Lyme disease has sickened both wildlife and humans across the United States. It was first described in the mid 1970s, affecting deer and leaving confounding symptoms in about 30,000 people a year, who had been bitten by infected blacklegged ticks.
But why is the disease dramatically more prevalent in northeastern states than it is in the west?
University of California, Santa Barbara Biology Professor Cherie Briggs, a disease ecologist, has answers for this geographic mystery: It’s what’s on the young tick’s menu.
“If you look at the western blacklegged tick that we have out here in most of the areas that have Lyme, about 70% of the juvenile ticks feed on lizards rather than feeding on mammals,” said Briggs. “And lizards have this ability to actually cleanse the tick of the Lyme pathogen. So, any tick that feeds on a lizard comes off uninfected. That is a great way to keep the Lyme prevalence low,” she said.
Young ticks on the East Coast that feed on mice or birds don’t get that natural disinfection. Differences in the tick’s life cycle also play a part in how extensive the disease is.
“The timing in the East Coast really makes it easy for one generation of ticks to pick up the pathogen from the host that has been infected by the previous generation. Whereas in California, the timing makes that transmission really hard. It is all about ecology,” said Briggs.
Briggs, recently chosen as a 2019 AAAS Fellow “for distinguished contributions to the field of disease ecology,” collaborates with experts around the world, using theoretical models, and laboratory and field experiments to understand how disease affects the dynamics of animal populations.
Lyme disease is one of many zoonotic diseases, meaning the disease spreads from animals to humans, which also include deadly infectious diseases like SARS, MERS, and Coronavirus, which Briggs also researches. What causes the disease spread? People, livestock and plants are all coming in contact with things they never encountered in previous generations, according to Briggs.
“Human movement has kind of made these types of emergences inevitable,” she said. “A very large fraction of diseases that affect humans also have some type of non-human aspect to them.”
The Briggs lab also studies the devastating chytrid fungus, known around the world as “the frog apocalypse.” Since the early 2000s, about 500 amphibian species have been impacted. Some are now extinct.
The most widespread form of the fungus, Batrachochytrium dendrobatidis (Bd), destroys the animal’s skin and usually leads to death. Bd is the only member of this ancient group of fungi that is known to attack vertebrates.
“Some of my colleagues [studying] frogs in the Sierras would show up one year and there would be thousands of frogs, and the next year there would be none of them left,” she said.
The Briggs lab is working to determine why some frog populations can survive with this pathogen, while other populations are wiped out.
But, it’s difficult to treat animals in wild populations, according to Briggs.
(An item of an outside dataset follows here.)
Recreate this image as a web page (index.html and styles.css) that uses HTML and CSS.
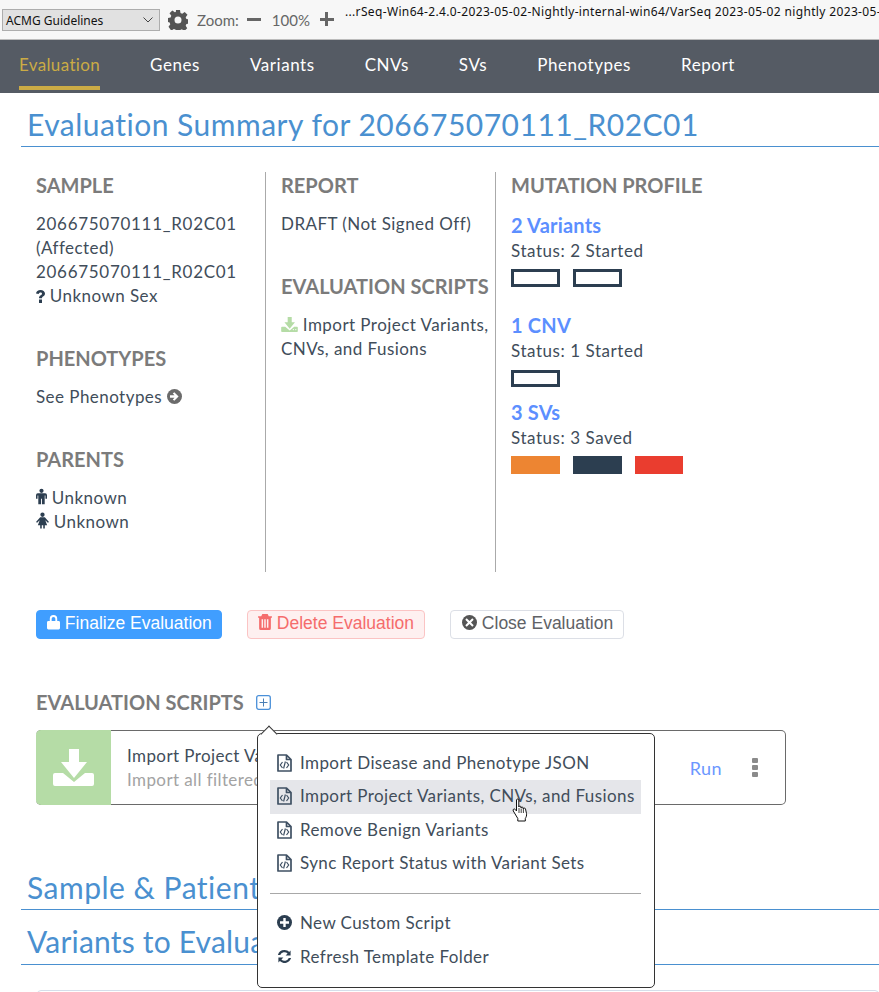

Some frogs have been exposed to the fungus in the lab, then cleared of the infection and released back into the wild. That process is yielding clues. Some scientists are working on the mechanisms of that immune response. There’s also been a lot of interest in exposing the animals to beneficial bacteria.
“On the skin of the frog, there is a whole community of bacteria, microbiomes. Fungi and bacteria kill each other off, so the idea is to give a particular species of bacteria to the frog to fight off the fungus,” said Briggs.
The global climate crisis is further complicating efforts to bring infectious diseases such as chytrid under control. Warmer temperatures in winter can increase a frog’s metabolism, leading to a weaker body condition.
Briggs said that while the state of California is trying its hardest to keep its climate policies in place, “I think it is going to be inevitable that the reality of climate change is going to force everybody to respond to it.”
The magnitude and urgency of chytrid devastation has prompted researchers to broaden their scope to find answers. Briggs works with chemists, physicists and computer scientists. And there is collaboration with The National Park Service, U.S. Fish and Wildlife, U.S. Forest Service and the San Francisco Zoo.
Briggs said more funding is also now available to study the ecological aspects of diseases, especially zoonotic diseases. She said a National Science Foundation program called Ecology and Evolution of Infectious Diseases has brought together groups of people who had not worked together before. That has rapidly increased studies that are benefitting both humans and wildlife.
She looks forward to more protection of endangered species and action on climate change from the scientific community.
“When I started out as a scientist, we wouldn’t do that type of thing. It seems like we really have to now,” said Briggs.